Understanding consumer Behavior
Merchandise buyers need to understand what criteria are used by consumers in making buying decisions for them to be able to compete well in the competitive retailing market. When the marketer is aware of this, it is possible to come up with marketing plans that reflect what a large number of their customers prefer (Aras et al., 2017). Moreover, once marketers understand what motivates consumers to buy, they are able to make business decisions that create a demand for their products (Suleman & Zuniarti, 2019). For instance, a fashion merchandiser would want to know what motivates consumers to prefer buying and improve in delivering it both in quantity and quality in order to stand out in the competitive world of fashion merchandising.
I made a purchase a few days ago of a trending pair of Gucci trousers from a boutique for the first time. My initial intentions were not to buy the products on that particular day. However, the warm reception and the use of the right choice of words were inviting. I was completely convinced of the uniqueness of the quality of their products and how on-demand they were. The seller convinced me of the positive nature of after-sales services. Consumers were allowed to return their products within one hour in any case they had any defects. This gave me the assurance of receiving quality products from them at all times. The boutique had discounted their products and had a website. The boutique had delivery services. With such an advantage, I would be able to make any future sales through their website. I was satisfied with their customer service and decided to purchase a pair of Gucci trousers on that day. I also decided to buy more products from the boutique in the future.

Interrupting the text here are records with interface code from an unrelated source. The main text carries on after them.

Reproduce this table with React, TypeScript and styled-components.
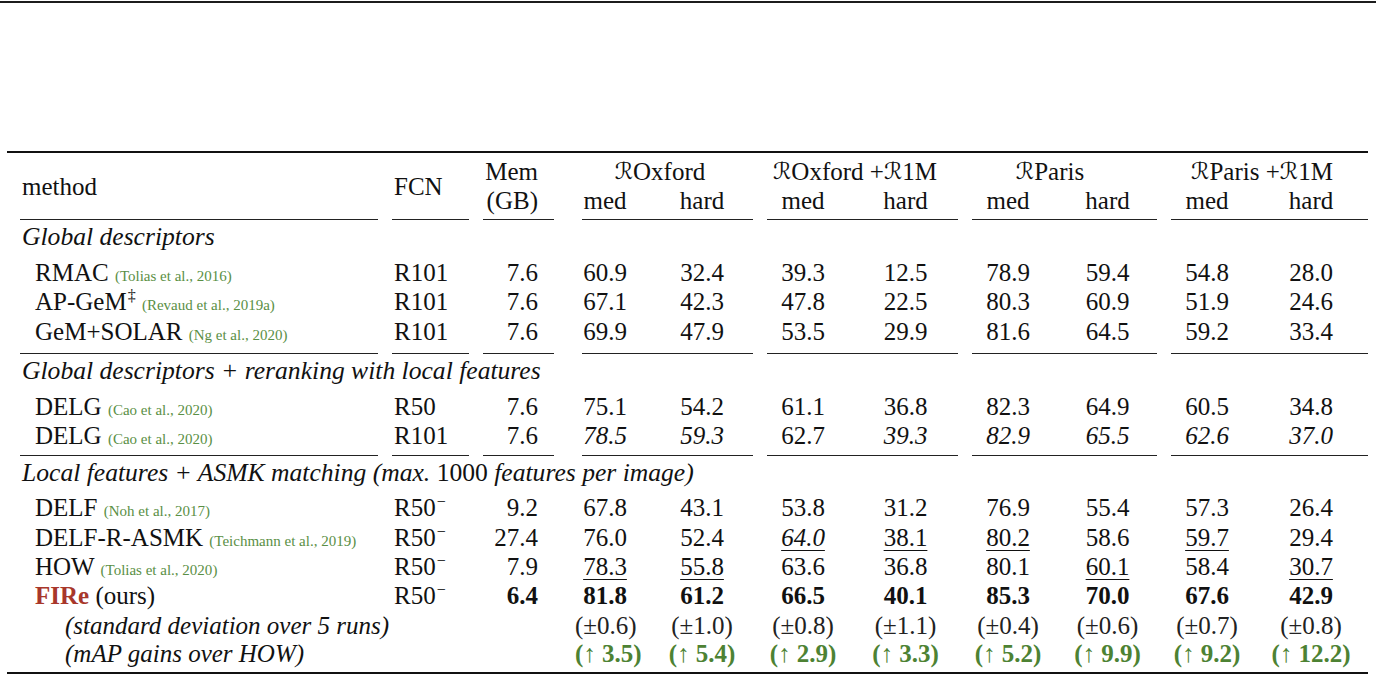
import React from "react";
import styled, { createGlobalStyle } from "styled-components";

const GlobalStyle = createGlobalStyle`
  html, body {
    margin: 0;
    padding: 0;
    background: #fff;
  }
  body {
    font-family: "Liberation Serif", "Times New Roman", serif;
    color: #111;
  }
`;

const COLS =
  "378px 91px 85px 14px 60px 125px 86px 119px 86px 113px 90px 114px";

// padding per value column (left > 0, right < 0) to put centers where the paper has them
const SHIFTS = [0, 9, 0, 0, 0, 0, -4, 0];

type Cell = { v: string; i?: boolean; u?: boolean };

interface IRow {
  name: string;
  sup?: string;
  cite?: string;
  fcn: string;
  minus?: boolean;
  mem: string;
  vals: Cell[];
  fire?: boolean;
}

const c = (s: string): Cell[] =>
  s.split(" ").map((t) => ({
    v: t.replace(/[iu]+$/, ""),
    i: /i/.test(t.replace(/^[\d.]+/, "")),
    u: /u/.test(t.replace(/^[\d.]+/, "")),
  }));

const SECTIONS: { title: React.ReactNode; gap: number; rows: IRow[] }[] = [
  {
    title: "Global descriptors",
    gap: 7,
    rows: [
      {
        name: "RMAC",
        cite: "Tolias et al., 2016",
        fcn: "R101",
        mem: "7.6",
        vals: c("60.9 32.4 39.3 12.5 78.9 59.4 54.8 28.0"),
      },
      {
        name: "AP-GeM",
        sup: "‡",
        cite: "Revaud et al., 2019a",
        fcn: "R101",
        mem: "7.6",
        vals: c("67.1 42.3 47.8 22.5 80.3 60.9 51.9 24.6"),
      },
      {
        name: "GeM+SOLAR",
        cite: "Ng et al., 2020",
        fcn: "R101",
        mem: "7.6",
        vals: c("69.9 47.9 53.5 29.9 81.6 64.5 59.2 33.4"),
      },
    ],
  },
  {
    title: "Global descriptors + reranking with local features",
    gap: 5,
    rows: [
      {
        name: "DELG",
        cite: "Cao et al., 2020",
        fcn: "R50",
        mem: "7.6",
        vals: c("75.1 54.2 61.1 36.8 82.3 64.9 60.5 34.8"),
      },
      {
        name: "DELG",
        cite: "Cao et al., 2020",
        fcn: "R101",
        mem: "7.6",
        vals: c("78.5i 59.3i 62.7 39.3i 82.9i 65.5i 62.6i 37.0i"),
      },
    ],
  },
];

const LOCAL_ROWS: IRow[] = [
  {
    name: "DELF",
    cite: "Noh et al., 2017",
    fcn: "R50",
    minus: true,
    mem: "9.2",
    vals: c("67.8 43.1 53.8 31.2 76.9 55.4 57.3 26.4"),
  },
  {
    name: "DELF-R-ASMK",
    cite: "Teichmann et al., 2019",
    fcn: "R50",
    minus: true,
    mem: "27.4",
    vals: c("76.0 52.4 64.0iu 38.1u 80.2u 58.6 59.7u 29.4"),
  },
  {
    name: "HOW",
    cite: "Tolias et al., 2020",
    fcn: "R50",
    minus: true,
    mem: "7.9",
    vals: c("78.3u 55.8u 63.6 36.8 80.1 60.1u 58.4 30.7u"),
  },
  {
    name: "FIRe",
    fcn: "R50",
    minus: true,
    mem: "6.4",
    fire: true,
    vals: c("81.8 61.2 66.5 40.1 85.3 70.0 67.6 42.9"),
  },
];

const STD = ["0.6", "1.0", "0.8", "1.1", "0.4", "0.6", "0.7", "0.8"];
const GAINS = ["3.5", "5.4", "2.9", "3.3", "5.2", "9.9", "9.2", "12.2"];

const Page = styled.div`
  padding-top: 1px;
  width: 1376px;
`;

const PageRule = styled.div`
  height: 2px;
  background: #1c1c1c;
`;

const Table = styled.div`
  margin: 148px 0 0 7px;
  width: 1361px;
  font-size: 25px;
`;

const HeavyRule = styled.div<{ $top?: number }>`
  height: 2px;
  margin-top: ${({ $top }) => $top ?? 0}px;
  background: #111;
`;

const Header = styled.div`
  display: grid;
  grid-template-columns: ${COLS};
  grid-template-rows: 29px 29px;
  padding-top: 4px;
  line-height: 29px;
`;

const HeadCell = styled.div<{
  $col: string;
  $row: string;
  $align?: string;
  $pl?: number;
  $pr?: number;
}>`
  grid-column: ${({ $col }) => $col};
  grid-row: ${({ $row }) => $row};
  display: flex;
  align-items: center;
  justify-content: ${({ $align }) => $align ?? "center"};
  padding-left: ${({ $pl }) => $pl ?? 0}px;
  padding-right: ${({ $pr }) => $pr ?? 0}px;
  white-space: nowrap;
`;

const Script = styled.span`
  font-family: "DejaVu Serif", "DejaVu Sans", serif;
  font-style: italic;
  font-size: 23px;
`;

const RuleRow = styled.div<{ $gap: number }>`
  display: grid;
  grid-template-columns: ${COLS};
  height: 1px;
  margin-top: ${({ $gap }) => $gap}px;
`;

const Seg = styled.div<{ $col: string; $ml?: number; $mr?: number }>`
  grid-column: ${({ $col }) => $col};
  margin-left: ${({ $ml }) => $ml ?? 7}px;
  margin-right: ${({ $mr }) => $mr ?? 7}px;
  background: #222;
`;

const SectionTitle = styled.div<{ $after?: number }>`
  height: 28px;
  line-height: 28px;
  margin: 3px 0 ${({ $after }) => $after ?? 7}px;
  padding-left: 15px;
  font-size: 25.6px;
  font-style: italic;
  white-space: nowrap;
`;

const Upright = styled.span`
  font-style: normal;
`;

const Row = styled.div<{ $h?: number }>`
  display: grid;
  grid-template-columns: ${COLS};
  height: ${({ $h }) => $h ?? 29.3}px;
  line-height: ${({ $h }) => $h ?? 29.3}px;
  white-space: nowrap;
`;

const NameCell = styled.div<{ $indent?: number; $italic?: boolean }>`
  padding-left: ${({ $indent }) => $indent ?? 28}px;
  font-style: ${({ $italic }) => ($italic ? "italic" : "normal")};
`;

const Cite = styled.span`
  font-size: 15px;
  color: #5a8f45;
`;

const Sup = styled.span`
  position: relative;
  top: -9px;
  font-size: 16px;
  line-height: 0;
  margin-left: 1px;
`;

const FcnCell = styled.div`
  padding-left: 9px;
`;

const MemCell = styled.div<{ $bold?: boolean }>`
  text-align: right;
  padding-right: 23px;
  font-weight: ${({ $bold }) => ($bold ? 700 : 400)};
`;

const Gap = styled.div``;

const ValCell = styled.div<{ $shift: number; $bold?: boolean }>`
  text-align: center;
  padding-left: ${({ $shift }) => Math.max($shift, 0)}px;
  padding-right: ${({ $shift }) => Math.max(-$shift, 0)}px;
  font-weight: ${({ $bold }) => ($bold ? 700 : 400)};
`;

const Num = styled.span<{ $i?: boolean; $u?: boolean }>`
  font-style: ${({ $i }) => ($i ? "italic" : "normal")};
  text-decoration: ${({ $u }) => ($u ? "underline" : "none")};
  text-decoration-thickness: 1px;
  text-underline-offset: 4px;
`;

const Fire = styled.span`
  color: #a8372b;
  font-weight: 700;
`;

const Std = styled.span`
  color: #222;
`;

const Gain = styled.span`
  color: #4d8233;
  font-weight: 700;
`;

const Arrow = styled.span`
  font-weight: 400;
`;

const GroupRule = ({ gap }: { gap: number }) => (
  <RuleRow $gap={gap}>
    <Seg $col="1" $ml={13} />
    <Seg $col="2" />
    <Seg $col="3" />
    <Seg $col="5 / 7" />
    <Seg $col="7 / 9" />
    <Seg $col="9 / 11" />
    <Seg $col="11 / 13" $mr={0} />
  </RuleRow>
);

const DataRow = ({ row }: { row: IRow }) => (
  <Row>
    <NameCell>
      {row.fire ? (
        <>
          <Fire>FIRe</Fire> (ours)
        </>
      ) : (
        <>
          {row.name}
          {row.sup && <Sup>{row.sup}</Sup>} <Cite>({row.cite})</Cite>
        </>
      )}
    </NameCell>
    <FcnCell>
      {row.fcn}
      {row.minus && <Sup>−</Sup>}
    </FcnCell>
    <MemCell $bold={row.fire}>{row.mem}</MemCell>
    <Gap />
    {row.vals.map((v, idx) => (
      <ValCell key={idx} $shift={SHIFTS[idx]} $bold={row.fire}>
        <Num $i={v.i} $u={v.u}>
          {v.v}
        </Num>
      </ValCell>
    ))}
  </Row>
);

const App = () => {
  const groups = [
    { col: "5 / 7", pr: 15, label: <><Script>ℛ</Script>Oxford</> },
    { col: "7 / 9", pr: 15, label: <><Script>ℛ</Script>Oxford +<Script>ℛ</Script>1M</> },
    { col: "9 / 11", pr: 29, label: <><Script>ℛ</Script>Paris</> },
    { col: "11 / 13", pr: 8, label: <><Script>ℛ</Script>Paris +<Script>ℛ</Script>1M</> },
  ];
  return (
    <Page>
      <GlobalStyle />
      <PageRule />
      <Table>
        <HeavyRule />
        <Header>
          <HeadCell $col="1" $row="1 / 3" $align="flex-start" $pl={15}>
            method
          </HeadCell>
          <HeadCell $col="2" $row="1 / 3" $align="flex-start" $pl={9}>
            FCN
          </HeadCell>
          <HeadCell $col="3" $row="1" $align="flex-end" $pr={23}>
            Mem
          </HeadCell>
          <HeadCell $col="3" $row="2" $align="flex-end" $pr={23}>
            (GB)
          </HeadCell>
          {groups.map((g) => (
            <HeadCell key={g.col} $col={g.col} $row="1" $pr={g.pr}>
              {g.label}
            </HeadCell>
          ))}
          {SHIFTS.map((s, idx) => (
            <HeadCell
              key={idx}
              $col={String(5 + idx)}
              $row="2"
              $pl={Math.max(s, 0)}
              $pr={Math.max(-s, 0)}
            >
              {idx % 2 === 0 ? "med" : "hard"}
            </HeadCell>
          ))}
        </Header>
        <GroupRule gap={4} />
        {SECTIONS.map((sec, sIdx) => (
          <React.Fragment key={sIdx}>
            <SectionTitle>{sec.title}</SectionTitle>
            {sec.rows.map((r, idx) => (
              <DataRow key={idx} row={r} />
            ))}
            <GroupRule gap={sec.gap} />
          </React.Fragment>
        ))}
        <SectionTitle $after={6}>
          Local features + ASMK matching (max. <Upright>1000</Upright> features
          per image)
        </SectionTitle>
        {LOCAL_ROWS.map((r, idx) => (
          <DataRow key={idx} row={r} />
        ))}
        <Row>
          <NameCell $indent={58} $italic>
            (standard deviation over 5 runs)
          </NameCell>
          <Gap />
          <Gap />
          <Gap />
          {STD.map((s, idx) => (
            <ValCell key={idx} $shift={SHIFTS[idx]}>
              <Std>(±{s})</Std>
            </ValCell>
          ))}
        </Row>
        <Row $h={28.3}>
          <NameCell $indent={58} $italic>
            (mAP gains over HOW)
          </NameCell>
          <Gap />
          <Gap />
          <Gap />
          {GAINS.map((s, idx) => (
            <ValCell key={idx} $shift={SHIFTS[idx]}>
              <Gain>
                (<Arrow>↑</Arrow> {s})
              </Gain>
            </ValCell>
          ))}
        </Row>
        <HeavyRule $top={4} />
      </Table>
    </Page>
  );
};

export default App;
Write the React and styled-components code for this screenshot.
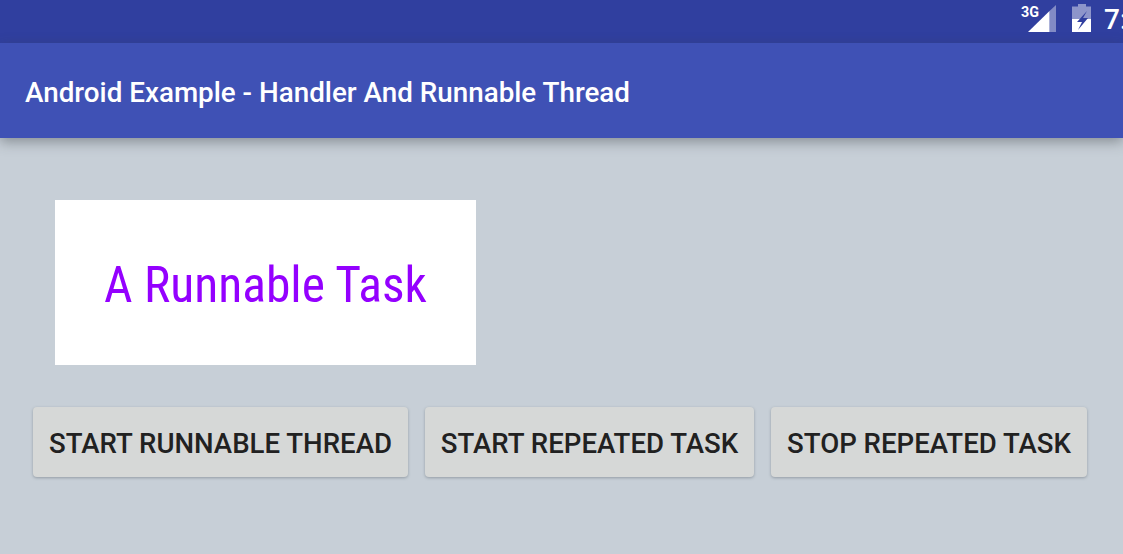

Aras, M., Syam, H., Jasruddin, J., Akib, H., & Haris, H. (2017). The effect of service marketing mix on consumer decision making. In International Conference on Education, Science, Art and Technology (pp. 108-112).
Suleman, D., & Zuniarti, I. (2019). Consumer Decisions toward Fashion Product Shopping in Indonesia: The effects of Attitude, Perception of Ease of Use, Usefulness, and Trust. Management Dynamics in the Knowledge Economy, 7(2), 133-146.